--- start TASK INPUT ---
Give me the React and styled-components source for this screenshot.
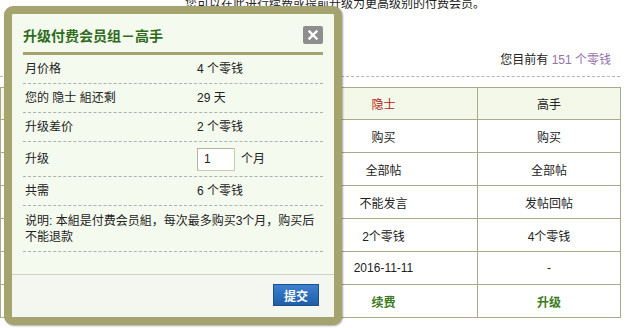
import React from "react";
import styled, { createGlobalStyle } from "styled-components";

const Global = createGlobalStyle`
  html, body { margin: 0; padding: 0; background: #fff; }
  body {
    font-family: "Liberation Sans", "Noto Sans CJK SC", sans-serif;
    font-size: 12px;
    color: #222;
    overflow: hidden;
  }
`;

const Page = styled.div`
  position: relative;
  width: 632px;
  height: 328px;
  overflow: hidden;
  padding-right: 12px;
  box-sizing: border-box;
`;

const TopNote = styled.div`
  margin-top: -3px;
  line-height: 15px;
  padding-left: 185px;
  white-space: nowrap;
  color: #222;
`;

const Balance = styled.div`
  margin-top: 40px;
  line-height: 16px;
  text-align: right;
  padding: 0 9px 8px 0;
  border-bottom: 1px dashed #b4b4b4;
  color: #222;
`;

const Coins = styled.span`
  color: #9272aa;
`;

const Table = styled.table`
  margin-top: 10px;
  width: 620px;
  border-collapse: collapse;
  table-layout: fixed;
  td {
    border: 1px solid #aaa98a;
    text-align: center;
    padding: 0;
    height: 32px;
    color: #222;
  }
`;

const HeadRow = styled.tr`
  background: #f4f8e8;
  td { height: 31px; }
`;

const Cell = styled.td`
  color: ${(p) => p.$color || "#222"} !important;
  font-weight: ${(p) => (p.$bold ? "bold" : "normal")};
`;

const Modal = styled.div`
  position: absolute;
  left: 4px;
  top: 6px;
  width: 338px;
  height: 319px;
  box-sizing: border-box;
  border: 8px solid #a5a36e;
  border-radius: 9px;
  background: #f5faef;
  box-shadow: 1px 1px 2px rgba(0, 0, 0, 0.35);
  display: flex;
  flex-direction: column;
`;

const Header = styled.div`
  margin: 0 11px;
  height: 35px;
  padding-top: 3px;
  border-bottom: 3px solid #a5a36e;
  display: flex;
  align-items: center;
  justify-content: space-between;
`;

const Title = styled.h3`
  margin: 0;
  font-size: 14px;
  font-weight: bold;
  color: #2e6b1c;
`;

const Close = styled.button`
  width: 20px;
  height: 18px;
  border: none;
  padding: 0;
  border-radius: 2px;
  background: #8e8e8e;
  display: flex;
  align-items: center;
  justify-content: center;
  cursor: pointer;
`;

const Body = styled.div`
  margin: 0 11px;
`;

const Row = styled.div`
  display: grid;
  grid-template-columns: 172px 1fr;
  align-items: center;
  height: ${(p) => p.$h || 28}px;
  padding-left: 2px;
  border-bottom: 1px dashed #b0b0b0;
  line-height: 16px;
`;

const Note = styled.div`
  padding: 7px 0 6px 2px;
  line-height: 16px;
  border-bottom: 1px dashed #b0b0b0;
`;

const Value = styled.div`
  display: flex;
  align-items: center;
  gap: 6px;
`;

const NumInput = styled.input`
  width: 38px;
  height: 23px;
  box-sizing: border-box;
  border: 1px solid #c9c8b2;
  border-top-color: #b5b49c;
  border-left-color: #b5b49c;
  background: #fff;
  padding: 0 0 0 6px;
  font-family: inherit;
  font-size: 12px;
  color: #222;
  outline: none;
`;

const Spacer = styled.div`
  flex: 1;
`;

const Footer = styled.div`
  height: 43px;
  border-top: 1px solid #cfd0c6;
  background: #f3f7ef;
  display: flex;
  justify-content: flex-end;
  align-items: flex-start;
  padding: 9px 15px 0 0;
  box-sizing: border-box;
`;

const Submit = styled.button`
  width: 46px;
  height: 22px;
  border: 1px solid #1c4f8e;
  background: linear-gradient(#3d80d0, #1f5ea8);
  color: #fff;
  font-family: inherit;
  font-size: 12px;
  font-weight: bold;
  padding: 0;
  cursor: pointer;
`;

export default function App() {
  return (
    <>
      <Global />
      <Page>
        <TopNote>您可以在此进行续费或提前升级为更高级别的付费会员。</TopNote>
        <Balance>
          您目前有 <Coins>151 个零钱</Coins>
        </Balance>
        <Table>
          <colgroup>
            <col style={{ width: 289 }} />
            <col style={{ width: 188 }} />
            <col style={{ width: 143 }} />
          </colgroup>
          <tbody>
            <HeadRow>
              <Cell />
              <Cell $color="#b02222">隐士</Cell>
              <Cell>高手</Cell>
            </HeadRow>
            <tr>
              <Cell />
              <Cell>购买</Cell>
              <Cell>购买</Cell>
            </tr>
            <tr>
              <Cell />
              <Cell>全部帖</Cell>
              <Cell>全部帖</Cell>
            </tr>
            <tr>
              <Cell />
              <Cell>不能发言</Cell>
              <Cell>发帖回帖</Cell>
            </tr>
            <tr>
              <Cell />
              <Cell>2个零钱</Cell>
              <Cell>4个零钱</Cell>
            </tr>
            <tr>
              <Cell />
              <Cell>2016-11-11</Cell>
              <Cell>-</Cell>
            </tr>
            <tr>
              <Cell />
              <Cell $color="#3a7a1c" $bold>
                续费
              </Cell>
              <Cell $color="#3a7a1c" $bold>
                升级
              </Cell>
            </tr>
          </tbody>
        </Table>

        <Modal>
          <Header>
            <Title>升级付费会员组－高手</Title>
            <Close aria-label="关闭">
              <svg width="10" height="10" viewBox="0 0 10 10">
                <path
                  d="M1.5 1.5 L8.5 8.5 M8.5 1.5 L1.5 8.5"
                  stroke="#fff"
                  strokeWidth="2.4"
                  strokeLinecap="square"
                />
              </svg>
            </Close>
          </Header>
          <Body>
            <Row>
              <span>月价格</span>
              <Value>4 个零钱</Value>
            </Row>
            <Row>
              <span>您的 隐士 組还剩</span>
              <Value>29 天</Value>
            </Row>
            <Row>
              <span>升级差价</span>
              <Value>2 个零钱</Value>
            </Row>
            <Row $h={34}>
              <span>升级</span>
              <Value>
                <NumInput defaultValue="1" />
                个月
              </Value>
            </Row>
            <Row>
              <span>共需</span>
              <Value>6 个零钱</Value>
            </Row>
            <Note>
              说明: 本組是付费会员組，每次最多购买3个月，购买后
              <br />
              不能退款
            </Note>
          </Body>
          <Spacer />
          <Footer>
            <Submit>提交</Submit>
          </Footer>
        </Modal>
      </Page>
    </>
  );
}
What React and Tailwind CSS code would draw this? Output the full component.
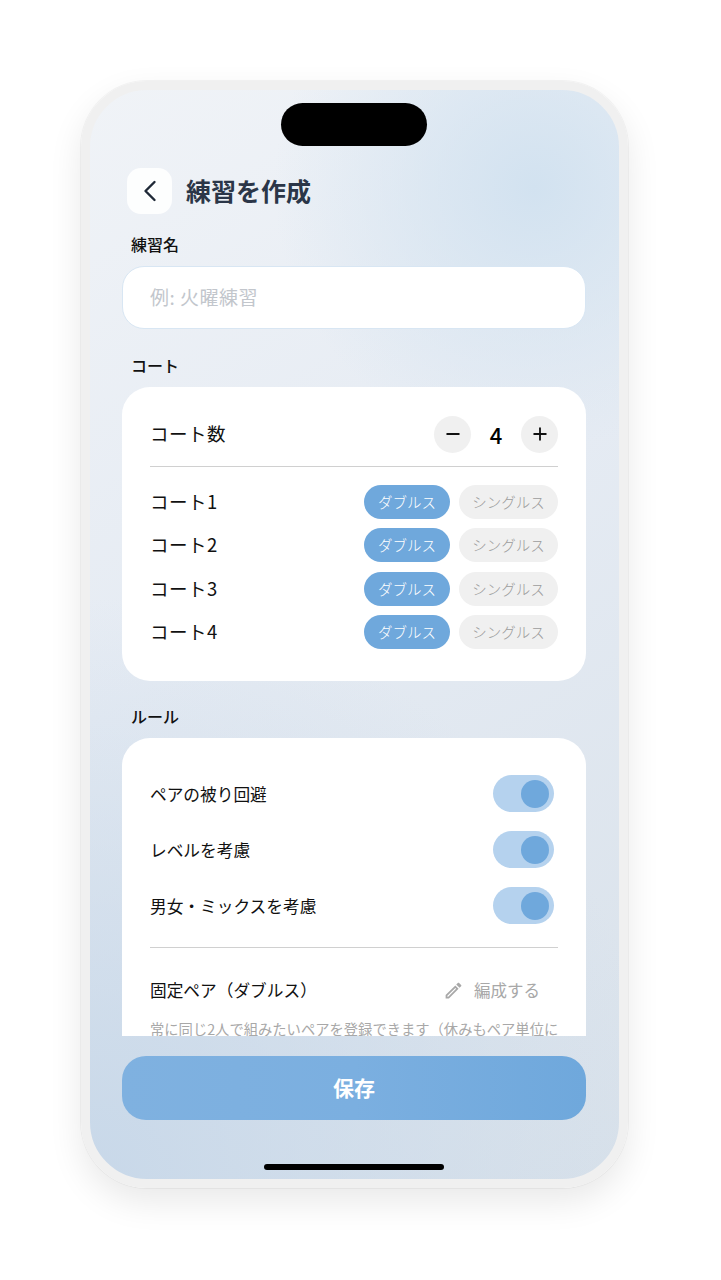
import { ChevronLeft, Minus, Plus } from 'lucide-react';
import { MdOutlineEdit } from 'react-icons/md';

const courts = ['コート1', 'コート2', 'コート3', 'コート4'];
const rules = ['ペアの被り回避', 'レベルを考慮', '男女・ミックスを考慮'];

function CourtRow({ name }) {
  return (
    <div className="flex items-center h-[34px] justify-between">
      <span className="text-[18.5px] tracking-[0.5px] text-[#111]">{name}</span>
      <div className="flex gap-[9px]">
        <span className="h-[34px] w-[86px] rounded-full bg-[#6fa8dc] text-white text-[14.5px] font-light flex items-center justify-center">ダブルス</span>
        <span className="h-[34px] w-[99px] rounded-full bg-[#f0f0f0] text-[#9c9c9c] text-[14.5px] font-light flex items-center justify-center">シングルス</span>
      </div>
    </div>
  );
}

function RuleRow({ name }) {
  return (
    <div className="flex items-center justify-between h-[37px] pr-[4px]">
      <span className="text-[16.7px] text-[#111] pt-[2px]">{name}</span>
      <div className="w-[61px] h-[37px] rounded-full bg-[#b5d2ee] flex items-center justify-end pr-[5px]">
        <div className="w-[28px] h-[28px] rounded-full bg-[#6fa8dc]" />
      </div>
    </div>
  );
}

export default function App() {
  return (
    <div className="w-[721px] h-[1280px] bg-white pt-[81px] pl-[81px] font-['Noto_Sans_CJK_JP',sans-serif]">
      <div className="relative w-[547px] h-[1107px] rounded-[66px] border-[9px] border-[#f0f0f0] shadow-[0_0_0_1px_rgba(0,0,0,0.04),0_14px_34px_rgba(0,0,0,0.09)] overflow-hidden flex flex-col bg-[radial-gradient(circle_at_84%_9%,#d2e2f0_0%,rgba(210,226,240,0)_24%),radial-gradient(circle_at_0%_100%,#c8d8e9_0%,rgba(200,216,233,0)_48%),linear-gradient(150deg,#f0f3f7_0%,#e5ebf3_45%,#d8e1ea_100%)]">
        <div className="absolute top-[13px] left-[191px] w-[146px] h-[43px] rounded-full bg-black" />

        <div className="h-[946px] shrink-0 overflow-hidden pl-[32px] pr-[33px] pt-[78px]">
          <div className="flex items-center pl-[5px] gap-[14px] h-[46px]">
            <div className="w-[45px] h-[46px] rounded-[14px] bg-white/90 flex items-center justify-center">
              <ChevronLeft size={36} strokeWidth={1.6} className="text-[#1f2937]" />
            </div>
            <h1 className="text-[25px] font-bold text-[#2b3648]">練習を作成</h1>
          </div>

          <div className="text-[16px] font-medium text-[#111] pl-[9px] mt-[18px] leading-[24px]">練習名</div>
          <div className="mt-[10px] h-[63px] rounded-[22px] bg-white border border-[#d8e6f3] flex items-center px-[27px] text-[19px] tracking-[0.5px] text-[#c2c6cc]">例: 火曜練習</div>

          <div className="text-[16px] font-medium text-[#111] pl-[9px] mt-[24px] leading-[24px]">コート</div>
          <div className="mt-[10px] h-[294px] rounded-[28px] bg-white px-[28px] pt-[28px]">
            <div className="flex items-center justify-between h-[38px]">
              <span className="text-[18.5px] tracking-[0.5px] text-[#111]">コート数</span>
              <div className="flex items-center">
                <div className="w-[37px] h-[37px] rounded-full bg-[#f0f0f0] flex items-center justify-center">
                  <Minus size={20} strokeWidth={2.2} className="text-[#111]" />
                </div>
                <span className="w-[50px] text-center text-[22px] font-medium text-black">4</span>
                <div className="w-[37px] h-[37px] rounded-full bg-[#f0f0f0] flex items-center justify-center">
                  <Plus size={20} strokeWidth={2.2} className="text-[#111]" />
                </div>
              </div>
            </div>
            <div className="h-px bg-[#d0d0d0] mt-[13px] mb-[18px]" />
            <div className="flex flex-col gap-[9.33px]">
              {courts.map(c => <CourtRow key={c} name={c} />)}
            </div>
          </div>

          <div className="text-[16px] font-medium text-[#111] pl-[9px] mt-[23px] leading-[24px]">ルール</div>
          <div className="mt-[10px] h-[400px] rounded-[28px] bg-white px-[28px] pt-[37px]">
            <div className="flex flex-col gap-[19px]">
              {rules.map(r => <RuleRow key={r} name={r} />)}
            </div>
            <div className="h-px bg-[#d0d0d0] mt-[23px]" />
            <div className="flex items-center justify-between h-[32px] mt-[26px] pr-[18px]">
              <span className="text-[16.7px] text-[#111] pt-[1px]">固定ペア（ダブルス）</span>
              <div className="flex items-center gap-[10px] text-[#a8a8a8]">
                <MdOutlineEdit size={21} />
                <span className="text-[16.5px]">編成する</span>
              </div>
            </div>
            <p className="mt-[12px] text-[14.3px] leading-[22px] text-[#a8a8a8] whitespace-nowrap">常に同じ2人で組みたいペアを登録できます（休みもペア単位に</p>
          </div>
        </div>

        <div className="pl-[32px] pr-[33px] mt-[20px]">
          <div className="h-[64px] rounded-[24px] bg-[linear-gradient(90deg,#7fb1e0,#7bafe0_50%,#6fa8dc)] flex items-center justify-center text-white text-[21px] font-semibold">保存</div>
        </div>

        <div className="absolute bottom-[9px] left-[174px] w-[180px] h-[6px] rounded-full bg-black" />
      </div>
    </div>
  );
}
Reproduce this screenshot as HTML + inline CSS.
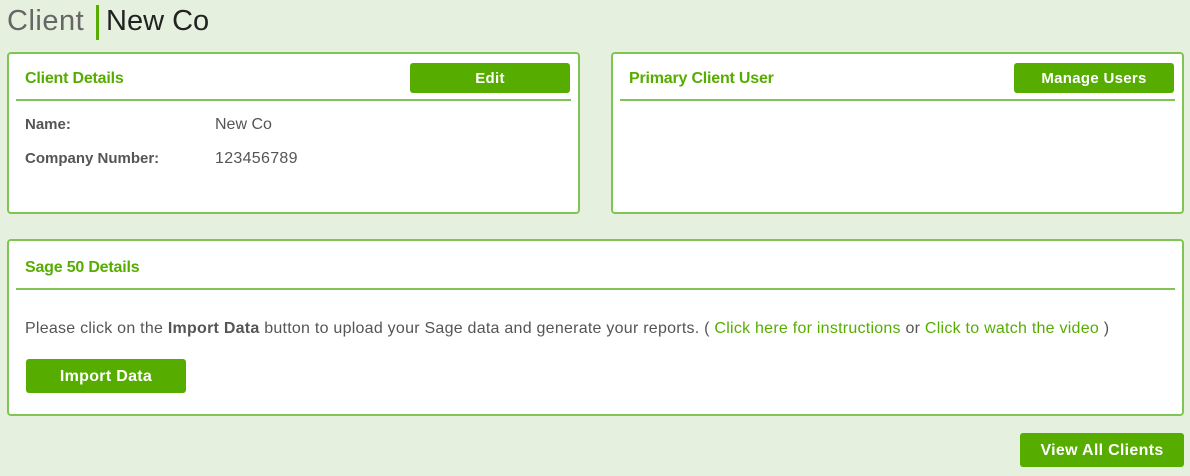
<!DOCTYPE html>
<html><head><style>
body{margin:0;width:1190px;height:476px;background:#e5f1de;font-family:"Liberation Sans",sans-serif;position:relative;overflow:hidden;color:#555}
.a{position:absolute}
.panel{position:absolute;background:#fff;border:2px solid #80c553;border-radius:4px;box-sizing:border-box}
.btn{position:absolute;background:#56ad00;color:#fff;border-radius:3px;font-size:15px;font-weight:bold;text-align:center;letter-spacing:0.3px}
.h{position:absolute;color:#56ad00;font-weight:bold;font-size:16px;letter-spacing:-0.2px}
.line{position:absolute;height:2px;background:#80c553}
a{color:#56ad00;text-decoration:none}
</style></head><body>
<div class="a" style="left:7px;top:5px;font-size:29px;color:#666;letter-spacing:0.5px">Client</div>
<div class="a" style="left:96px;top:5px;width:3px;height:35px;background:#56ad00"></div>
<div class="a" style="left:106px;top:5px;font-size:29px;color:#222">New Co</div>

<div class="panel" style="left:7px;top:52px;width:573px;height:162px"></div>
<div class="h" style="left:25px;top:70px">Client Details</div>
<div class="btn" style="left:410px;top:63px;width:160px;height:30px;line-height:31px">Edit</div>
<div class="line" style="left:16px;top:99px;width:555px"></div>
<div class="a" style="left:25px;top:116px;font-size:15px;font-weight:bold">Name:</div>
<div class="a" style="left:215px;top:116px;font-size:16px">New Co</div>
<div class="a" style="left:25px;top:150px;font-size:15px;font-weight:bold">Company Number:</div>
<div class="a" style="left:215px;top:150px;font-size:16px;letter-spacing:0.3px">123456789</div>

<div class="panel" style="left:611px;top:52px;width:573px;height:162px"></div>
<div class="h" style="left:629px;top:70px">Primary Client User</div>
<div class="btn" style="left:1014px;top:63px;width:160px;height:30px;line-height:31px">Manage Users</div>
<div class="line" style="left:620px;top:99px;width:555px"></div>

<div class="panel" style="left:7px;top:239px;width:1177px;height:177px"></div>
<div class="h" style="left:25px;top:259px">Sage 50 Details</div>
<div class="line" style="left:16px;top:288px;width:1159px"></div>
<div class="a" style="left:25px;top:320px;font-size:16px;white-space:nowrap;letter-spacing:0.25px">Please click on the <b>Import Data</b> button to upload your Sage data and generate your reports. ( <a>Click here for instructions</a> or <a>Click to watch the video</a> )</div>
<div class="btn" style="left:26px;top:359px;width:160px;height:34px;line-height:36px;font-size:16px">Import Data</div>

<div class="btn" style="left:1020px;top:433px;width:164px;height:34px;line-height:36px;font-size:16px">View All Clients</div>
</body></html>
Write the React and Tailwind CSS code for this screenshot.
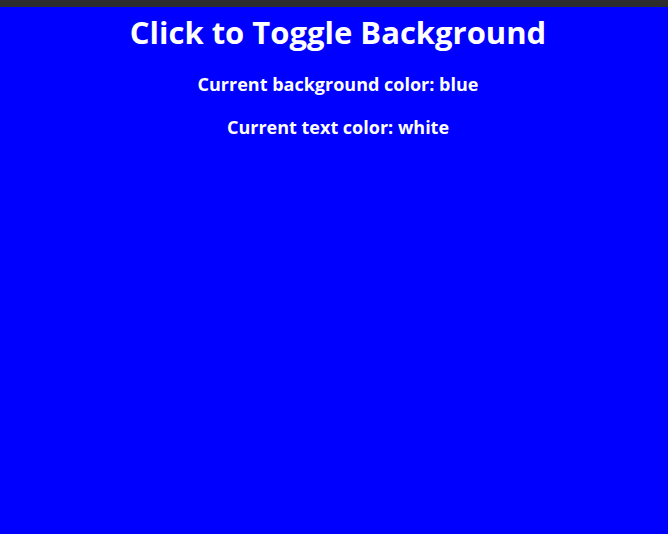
--- end TASK INPUT ---
■ **EXERCISE BRIEF**:
From the material above, reproduce only what runs from the line holding "What React and" down to the line holding "const rules = ['ペアの被り回避', 'レベルを考慮', '男女・ミックスを考慮'];", both included, pictures excluded.

■ **FINISHED EXERCISE**:
What React and Tailwind CSS code would draw this? Output the full component.
import { ChevronLeft, Minus, Plus } from 'lucide-react';
import { MdOutlineEdit } from 'react-icons/md';

const courts = ['コート1', 'コート2', 'コート3', 'コート4'];
const rules = ['ペアの被り回避', 'レベルを考慮', '男女・ミックスを考慮'];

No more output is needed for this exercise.